Sakatlık olgusu sınıfsal niteliktedir; çünkü, doğası gereği toplumun yoksul ve ezilen sınıflarında kitlesel boyutlarda ortaya çıkmakta; bu sınıfların yaşam koşullarını daha da güçleştirmektedir. Sakatlık, yoksulluğun ikiz kardeşi veya acılı çocuğudur. Yoksulluk ise, emperyalist-kapitalist sistemin zorunlu sonucudur. Bundan dolayı günümüzde sakatlık sorununun kaynağı, doğrudan doğruya emperyalist kapitalizmdir. Yakından bakıldığında, sakatlık nedenlerinin tamamının, bu sistemin bağrında oluştuğu, onun doğal ve kaçınılmaz sonucu olduğu görülecektir.

Buna karşın, sakatlık sorunu, yoksul sınıfların genel düzeyi ile eşitlenemez. Çünkü sakatlar, mensubu bulundukları sınıfların sahip olduğu olanakların çoğundan da yoksundurlar. Bu anlamda sakatlar kitlesi, toplumun en fazla dibe vurmuş kesimini oluşturmaktadır. Söz gelişi, bugün ülkemizde işsizlik oranı % 20 dolayında seyrederken sakat nüfus içerisinde bu oran %90 dolayındadır. Sakatların %80’inden fazlası okuma-yazma olanaklarından bütünüyle yoksun olarak cahil bırakılmıştır. Ulusal gelirin sadece binde bire yakını sakatlar için harcanmaktadır.

Ayrımcılık ve eşitsizlik, sınıflı toplumların genel niteliğidir kuşkusuz. Ancak, toplumun belirli kesimlerine, birkaç misli ve son derece ağır bir biçimde yansımaktadır. Bu durumdan en fazla nasibini alanlar sakatlardır. Sakatlara yönelik olumsuz değer yargıları, binlerce yıldan beri toplumsal bilinç altına yerleşmiştir ve en umulmadık zamanlarda en çirkin yüzüyle boy göstermektedir.
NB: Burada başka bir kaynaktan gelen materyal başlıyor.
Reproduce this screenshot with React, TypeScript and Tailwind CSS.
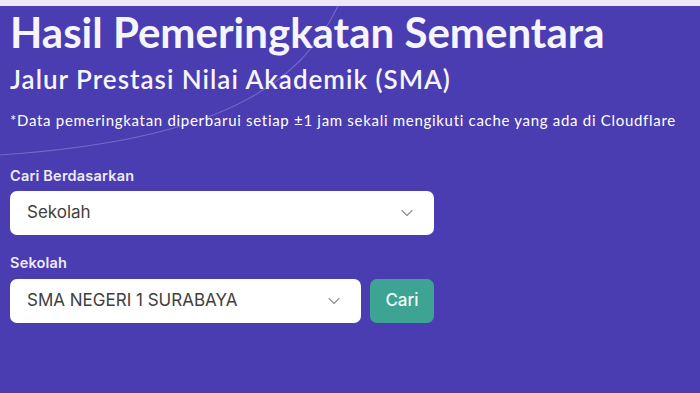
import React from 'react';
import { ChevronDown } from 'lucide-react';

function SelectBox({ value, width }: { value: string; width: string }) {
  return (
    <div className={`${width} h-[44px] bg-white rounded-[7px] flex items-center justify-between pl-[17px] pr-[17px]`}>
      <span className="text-[17px] text-[#404040]" style={{ fontFamily: 'Inter, sans-serif' }}>
        {value}
      </span>
      <ChevronDown size={20} strokeWidth={1.3} className="text-[#8d8d8d]" />
    </div>
  );
}

export default function App() {
  return (
    <div className="w-[700px] h-[393px] overflow-hidden bg-[#4a3cb1] relative">
      <div className="h-[6px] bg-[#ebe8f3]" />

      {/* faint decorative arc */}
      <svg className="absolute left-0 top-0 pointer-events-none" width="700" height="393" viewBox="0 0 700 393">
        <path d="M338 6 C 300 85, 220 140, 0 155" fill="none" stroke="#8f84d6" strokeWidth="1.1" opacity="0.6" />
      </svg>

      <div className="relative px-[10px]">
        <h1
          className="text-[42px] leading-[44px] font-bold text-[#f6f4fc] mt-[4px]"
          style={{ fontFamily: 'Lato, sans-serif' }}
        >
          Hasil Pemeringkatan Sementara
        </h1>
        <h2
          className="text-[26px] leading-[30px] font-semibold text-[#f6f4fc] mt-[10px] tracking-[1px]"
          style={{ fontFamily: 'Lato, sans-serif' }}
        >
          Jalur Prestasi Nilai Akademik (SMA)
        </h2>
        <p
          className="text-[15px] leading-[18px] text-white mt-[17px] tracking-[0.7px]"
          style={{ fontFamily: 'Lato, sans-serif' }}
        >
          *Data pemeringkatan diperbarui setiap ±1 jam sekali mengikuti cache yang ada di Cloudflare
        </p>

        <div className="mt-[38px]" style={{ fontFamily: 'Inter, sans-serif' }}>
          <label className="block text-[14.5px] leading-[18px] font-semibold text-[#eeeaf8] tracking-[0.2px]">
            Cari Berdasarkan
          </label>
          <div className="mt-[6px]">
            <SelectBox value="Sekolah" width="w-[424px]" />
          </div>

          <label className="block text-[14.5px] leading-[18px] font-semibold text-[#eeeaf8] mt-[19px] tracking-[0.2px]">
            Sekolah
          </label>
          <div className="mt-[7px] flex gap-[9px]">
            <SelectBox value="SMA NEGERI 1 SURABAYA" width="w-[351px]" />
            <button className="w-[64px] h-[44px] rounded-[7px] bg-[#3da393] text-[#f2fbf8] text-[17px] font-medium">
              Cari
            </button>
          </div>
        </div>
      </div>
    </div>
  );
}
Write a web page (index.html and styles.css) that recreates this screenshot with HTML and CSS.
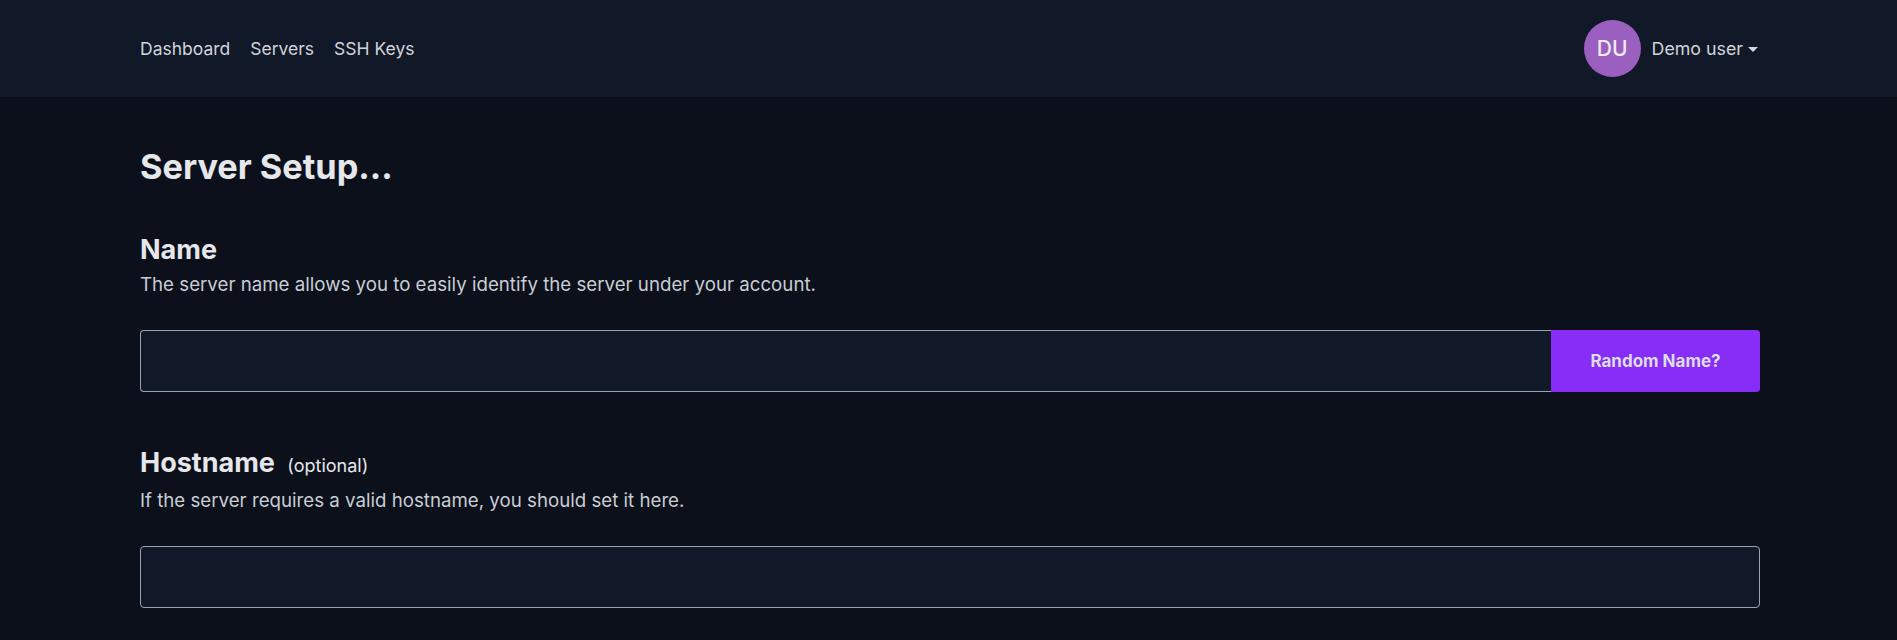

Kapitalizm, özel mülkiyetçi ve bireyci anlayışıyla, toplumu atomlarına dek parçalayarak sakat bireyi ortada çırılçıplak, yalnız ve savunmasız bırakmıştır. Onu “engelli” bireye dönüştürmüştür. Bu yüzden sakatlık sorununun çözümünü,  kapitalist sistem sağlayamaz.

Sakatlık kaynaklarının kurutulmasını, ayrımcı uygulama ve değer yargılarının kaldırılmasını, sakatlara insan onuruna yaraşır bir yaşam ortamı sunulmasını, ancak emekçi Cumhuriyeti başarabilir. Zira, Emekçi Cumhuriyeti,  emek sömürüsüne dayalı kapitalist sisteme son vererek uzlaşmaz sınıf çelişkilerini ortadan kaldıracak; ulusal gelirin eşitsiz paylaşımına müdahale ederek ekonomik ve toplumsal adaleti sağlayacak; sağlık ve eğitim gibi hizmetleri kamulaştırarak herkesin bu hizmetlerden eşit olarak yararlanmasının yolunu açacak; aydınlanmacı ve laik eğitimle toplumsal bilinç altına yerleşmiş olan ayrımcı değer yargılarını bilimin berrak sularıyla yıkayarak temizleyecektir. Emekçi Cumhuriyeti, toplumsal dayanışmayı güçlendirerek bireyi yalnızlıktan kurtaracaktır.

Dayanışma Meclisimiz, sakatlık sorununun köklü olarak Emekçi Cumhuriyetinde çözülebileceğine inanmakla birlikte, bugün engellilerin haklarını korumak ve geliştirmek için sürdürdüğü mücadeleyi içtenlikle desteklemektedir. BM Engelli Hakları Sözleşmesinde dile getirilen haklar, eksiksiz olarak ülkemiz engellilerine de tanınmalıdır. Mevzuatımız, ülkemizde yürürlükte olan bu Sözleşme hükümlerine uygun olarak yeniden gözden geçirilmelidir.